With Stephen McKinley Henderson

In New York, the Tony Award nominations will be announced on May 2nd. The Tony Awards Administration Committee met in mid-April for the second time and ruled, among other things, that our beloved Stephen McKinley Henderson will be eligible in the Leading Actor category. Henderson’s performance in Between Riverside and Crazy is astounding. By Tony rules, the names of leading actors must be above the title on opening night programs. When that’s not the case, the committee must make a ruling. This process goes all goes back to The Ritz in 1975, when Rita Moreno won the Tony for supporting actress after playing Googie Gomez, one of the leads. Moreno’s name had been below the title.


With Lea Michele

Lea Michele and Myles Frost will announce the 76th Annual Tony Award nominations on May 2. Hosted by Ariana DeBose, the Tony Awards will air live June 11 from the United Palace in Washington Heights from 8 to 11 p.m. on channel 4. In more recent Tony Committee news, Aaron Sorkin will be eligible in the Best Book of a Musical category for his work rewriting the libretto for the revival of Camelot. And New York, New York will not be eligible for Best Score. The show features several John Kander and Fred Ebb songs from other works as well as new songs by Kander and Lin-Manuel Miranda.


With Priscilla Young Anker and David Oliver

The new theater company, Revelation Theatre Productions, headed by artistic director David Oliver, officially launching with a production of The Stick Wife, a 1987 play by Darrah Cloud about the wives of men in the Ku Klux Klan that is, unfortunately, still timely today.
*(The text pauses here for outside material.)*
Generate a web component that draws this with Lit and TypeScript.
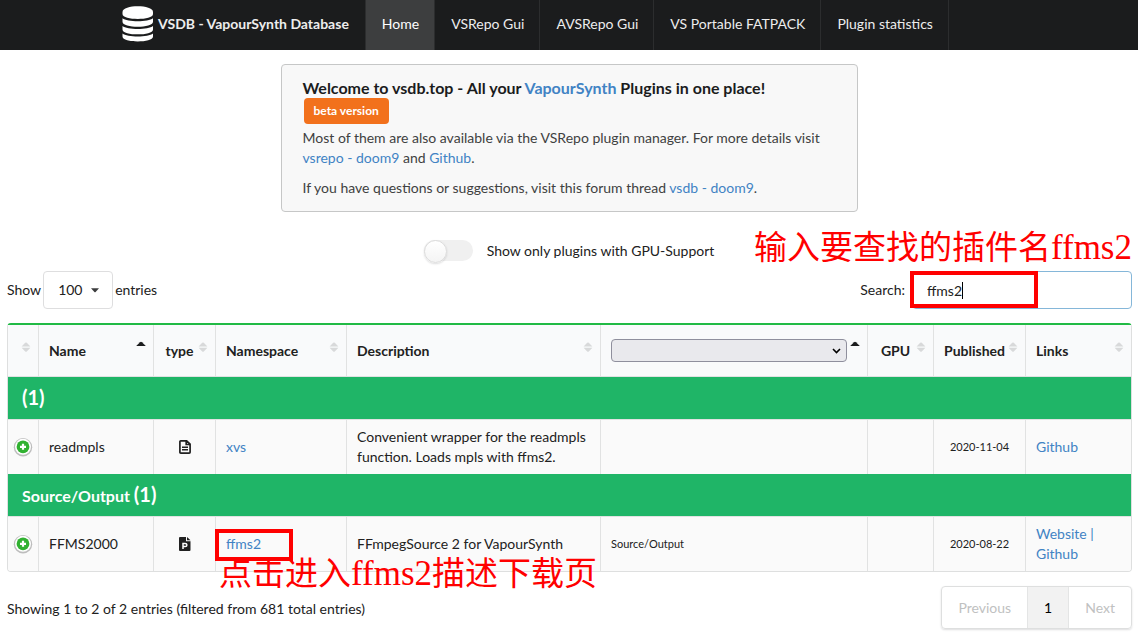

Directed by Oliver, the production stars Priscilla Young Anker, Kelly Meg Brennan, Christine Turturro, David Marciniak, Steve Jakiel, and Andrew Salamone. The play runs through May 14, at the Flexible Theater in the Donald Savage Building, on the Buffalo State University campus.


Three men smiling
With Anthony Lazzaro and Justin Gaskill

Anthony Lazzaro and Justin Gaskill are wonderful playing the leads in the hilarious new musical Kragtar! The American Monster Musical, directed by Chris Handley at the Alleyway. Written by Sam French and Kyle Wilson, the show also stars Amy Jakiel, Amanda Funicello, Emily Bassett, Sarah Blewett, Jeremy Kreuzer, Nick Lama, Jetaun Louie, and Matthew Rittler. Musical direction is by James Welch, choreography and musical staging by Kevin Leary. Jakiel is hilarious as the unlikely villain, (and her sister Kelly Jakiel, is also hilarious, appearing simultaneously in another trash movie parody, Disaster! at Musicalfare. Has anyone thought of Side Show?).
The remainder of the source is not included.